I forgive myself that i have accepted and allowed myself to belief/think that by just going to school and study to become ''someone'' later on in life, by getting a job based on my credentials obtained in school, that this was my purpose for being here.
I forgive myself that i have accepted and allowed myself to belief/think that, having a job and getting money is all what is installed in living here on this planet as i understood it as one of the purposes for being here.
I forgive myself that i have accepted and allowed myself to belief that the purpose of me being here, was to get me some woman and then make children and live happily ever after as the story goes, without realizing how limited all this none sense truly is.
I forgive myself that i have accepted and allowed myself to see purpose in having a belief of sorts, when in this i gave my belief more value then life itself which has gifted me this human physical body to express life itself into and as.
I forgive myself that i have accepted and allowed myself to see my purpose for being here as in thinking things up to do,not seeing/realizing/understanding that the very thinking is the problem in this world, that thinking is not natural to human physical body. The human physical body naturalness is EXPRESSING life.
I forgive myself that i have accepted and allowed myself to see purpose in having feelings and emotions, because in my life this is all i have been following without ever questioning them, as if they are the very source of my existence and without them i cannot function, when in reality when i am one and equal in/as my breath i can STOP them, and still be HERE.
I forgive myself that i have accepted and allowed myself to see my purpose in being here without questioning nothing and live according to what the system i found here in place dictate of me, as how and when and why and everything i should be living. And within this systematic living, i have squandered LIFE itself, for a false living, which is systematic, as if life needs a system in order to express itself, when life needs only itself to express itself.
I forgive myself that i have accepted and allowed myself to even look or belief that there is a purpose for living, when life have no purpose, life just is, and express itself in many different ways and manifestations. It is us humans that have given the expressions and manifestations of life as in separation with ourselves as life a purpose, believing/thinking that because something exists it must have a purpose and reason for it's existence, we still can't see without purpose what life is as ourselves as one as equal as all.

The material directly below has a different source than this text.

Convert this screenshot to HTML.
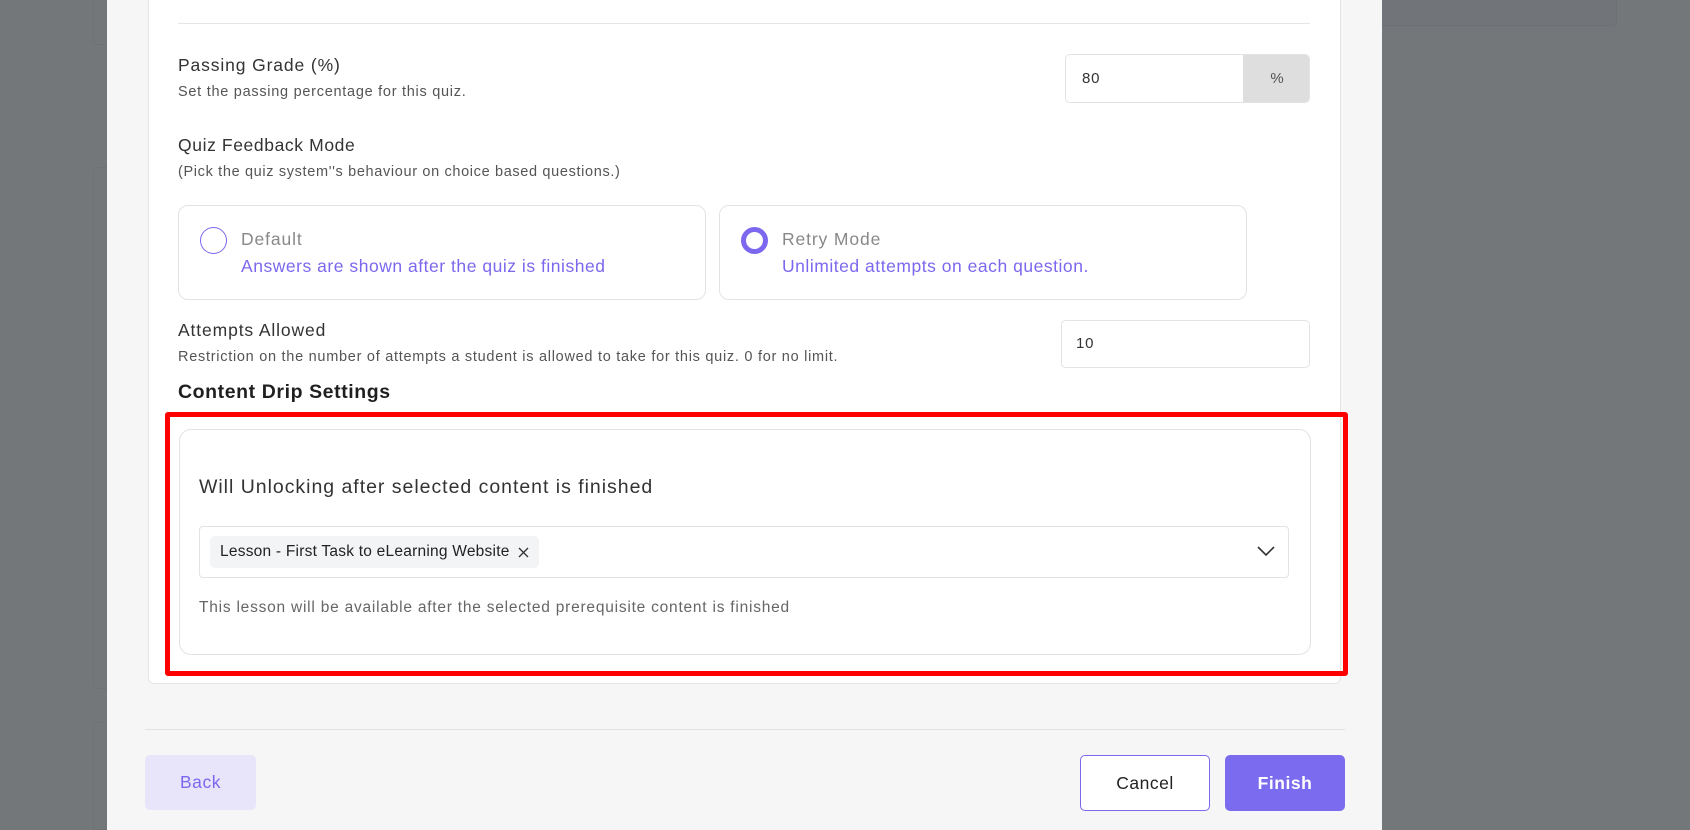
<!DOCTYPE html>
<html><head><meta charset="utf-8">
<style>
*{box-sizing:border-box;margin:0;padding:0}
html,body{width:1690px;height:830px;overflow:hidden}
body{background:#74777a;font-family:"Liberation Sans",sans-serif;position:relative;color:#1f2937}
.abs{position:absolute}
.modal{left:107px;top:0;width:1275px;height:830px;background:#f6f6f6}
.card{left:148px;top:-10px;width:1193px;height:694px;background:#fff;border:1px solid #e5e5e5;border-radius:6px}
.t{position:absolute;white-space:nowrap;letter-spacing:0.05em}
.h{font-size:17.5px;color:#333}
.s{font-size:14.5px;color:#555}
.inp{position:absolute;border:1px solid #e3e3e3;border-radius:5px;background:#fff;font-size:15px;color:#333}
.rc{position:absolute;border:1px solid #e3e3e3;border-radius:10px;background:#fff}
.btn{position:absolute;border-radius:5px;font-size:17.5px;display:flex;align-items:center;justify-content:center;letter-spacing:0.03em}
</style></head><body>
<div class="abs" style="left:93px;top:-5px;width:30px;height:50px;border:1px solid #6f7275;border-radius:4px"></div>
<div class="abs" style="left:93px;top:167px;width:30px;height:522px;border:1px solid #6f7275;border-radius:4px"></div>
<div class="abs" style="left:93px;top:722px;width:30px;height:108px;border:1px solid #6f7275;border-radius:4px 4px 0 0"></div>
<div class="abs" style="left:1370px;top:-5px;width:247px;height:31px;background:#717478;border:1px solid #6d7074;border-radius:4px"></div>
<div class="abs modal"></div>
<div class="abs card"></div>
<div class="abs" style="left:178px;top:23px;width:1132px;height:1px;background:#e5e5e5"></div>

<div class="t h" style="left:178px;top:55px">Passing Grade (%)</div>
<div class="t s" style="left:178px;top:84px">Set the passing percentage for this quiz.</div>
<div class="inp" style="left:1065px;top:54px;width:245px;height:49px;overflow:hidden">
  <span class="t" style="left:16px;top:15px">80</span>
  <div class="abs" style="left:177px;top:0;width:68px;height:49px;background:#dedede;text-align:center;line-height:47px;color:#555">%</div>
</div>

<div class="t h" style="left:178px;top:135px;letter-spacing:0.035em">Quiz Feedback Mode</div>
<div class="t s" style="left:178px;top:164px;letter-spacing:0.045em">(Pick the quiz system''s behaviour on choice based questions.)</div>

<div class="rc" style="left:178px;top:205px;width:528px;height:95px">
  <div class="abs" style="left:21px;top:21px;width:27px;height:27px;border:1.5px solid #7b68ee;border-radius:50%"></div>
  <div class="t" style="left:62px;top:23px;font-size:17.5px;color:#888">Default</div>
  <div class="t" style="left:62px;top:50px;font-size:17.5px;color:#7b68ee;letter-spacing:0.03em">Answers are shown after the quiz is finished</div>
</div>
<div class="rc" style="left:719px;top:205px;width:528px;height:95px">
  <div class="abs" style="left:21px;top:21px;width:27px;height:27px;border:5px solid #7b68ee;border-radius:50%"></div>
  <div class="t" style="left:62px;top:23px;font-size:17.5px;color:#888">Retry Mode</div>
  <div class="t" style="left:62px;top:50px;font-size:17.5px;color:#7b68ee;letter-spacing:0.03em">Unlimited attempts on each question.</div>
</div>

<div class="t h" style="left:178px;top:320px">Attempts Allowed</div>
<div class="t s" style="left:178px;top:349px">Restriction on the number of attempts a student is allowed to take for this quiz. 0 for no limit.</div>
<div class="inp" style="left:1061px;top:320px;width:249px;height:48px"><span class="t" style="left:14px;top:14px">10</span></div>

<div class="t" style="left:178px;top:381px;font-size:19.5px;color:#1f1f1f;font-weight:600;letter-spacing:0.03em">Content Drip Settings</div>

<div class="abs" style="left:165px;top:412px;width:1183px;height:264px;border:5px solid #ff0000;border-radius:3px"></div>
<div class="abs" style="left:179px;top:429px;width:1132px;height:226px;border:1px solid #e3e3e3;border-radius:12px;background:#fff"></div>
<div class="t" style="left:199px;top:476px;font-size:19.5px;color:#333">Will Unlocking after selected content is finished</div>
<div class="abs" style="left:199px;top:526px;width:1090px;height:52px;border:1px solid #e3e3e3;border-radius:4px;background:#fff"></div>
<div class="abs" style="left:210px;top:536px;width:329px;height:32px;background:#f3f4f6;border-radius:5px"></div>
<div class="t" style="left:220px;top:543px;font-size:15.5px;color:#222;letter-spacing:0.015em">Lesson - First Task to eLearning Website</div>
<svg class="abs" style="left:517px;top:546px" width="13" height="13" viewBox="0 0 13 13"><path d="M2 2L11 11M11 2L2 11" stroke="#333" stroke-width="1.3"/></svg>
<svg class="abs" style="left:1256px;top:544px" width="20" height="14" viewBox="0 0 20 14"><path d="M2 3L10 11L18 3" stroke="#333" stroke-width="1.6" fill="none"/></svg>
<div class="t" style="left:199px;top:599px;font-size:15.5px;color:#666">This lesson will be available after the selected prerequisite content is finished</div>

<div class="abs" style="left:145px;top:729px;width:1200px;height:1px;background:#e2e2e2"></div>
<div class="btn" style="left:145px;top:755px;width:111px;height:55px;background:#e8e5fb;color:#7b68ee">Back</div>
<div class="btn" style="left:1080px;top:755px;width:130px;height:56px;background:#fff;border:1px solid #7b68ee;color:#222">Cancel</div>
<div class="btn" style="left:1225px;top:755px;width:120px;height:56px;background:#7b6bee;color:#fff;font-weight:bold">Finish</div>
</body></html>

I forgive myself that i have accepted and allowed myself to give value in purpose instead of given value for the life i have and am.
I forgive myself that i have accepted and allowed myself to through my own participation limit life as in having a purpose, when by doing this i have limit my own expression as life, by giving it a purpose.
I forgive myself that i have accepted and allowed myself to belief/think that without a purpose for living there is just nothing, without realizing that it is only me as the human in my mind is thinking and believing in life having or not having a purpose, the rest of the expressions and manifestations are expressing, while i as a human is busy thinking instead of expressing life. That is why it is so difficult for me to see a purpose in existing as a grain of sand in this world, or a rock. Because in my thinking process these have no purpose they are just there and don't move or doing anything but being a grain of sand and a rock.
I forgive myself that i have accepted and allowed myself to belief that in order for me to function in this world i must go by laws/rules/regulations that in essence are restricting and obstructing me to not express myself as free as life as oneness and equality as what is best for all. So i have come to allow myself to go by laws/rules/regulations as if they are the very purpose i need in order to control my own and everyone and everything else their behavior in this world, but when one see/realize/understand it is a control that i mandated of and by the system of debt and profit making we have come to accept and allow to be here as a way to live with each other.
I forgive myself that i have accepted and allowed to see my purpose of being here in competition, when i have a closer look at competition i can clearly see that competition is not something that is supporting life, as a matter of fact it is destroying life, because inherently within competition is the drive to always want to win and the fear of always not to loose. And the fear to not to loose is bigger then the drive to win, it is the engine for the drive to win. It is the starting point of competition- the fear for not having to loose.
I forgive myself that i have accepted and allowed myself to even see purpose as in competition to exist within me, as a way to express myself, when it is just a way that i use to behave myself in certain ways in keeping up with this game of separation that i have accepted and allowed to be here as my world as my existence, without realizing/seeing/understanding how i have squandered life for competition.
I forgive myself that i have accepted and allowed myself to belief/think that one of my very purposes to be here is to look for sex, lots of sex, because without sex i might get bored into this game of separation and start questioning and find out what is really going on and that separation is not suppose to be the who i am.
I commit myself to always to earth myself through breathing when i am deluding myself in my mind with the belief that life has a purpose and also stand clear in this to assist and support others that are still blind to this belief in this world.
I commit myself to walk as an example as what it means to express life, so the delusion as in purpose can little by little just like i am doing now little by little be removed by just living here as life one and equal with and as every breath.
I commit myself to always show that life itself have no purpose and if i do give it a purpose i have to then make sure that it is one that is best for all life, it must be one and equal with the principle of living.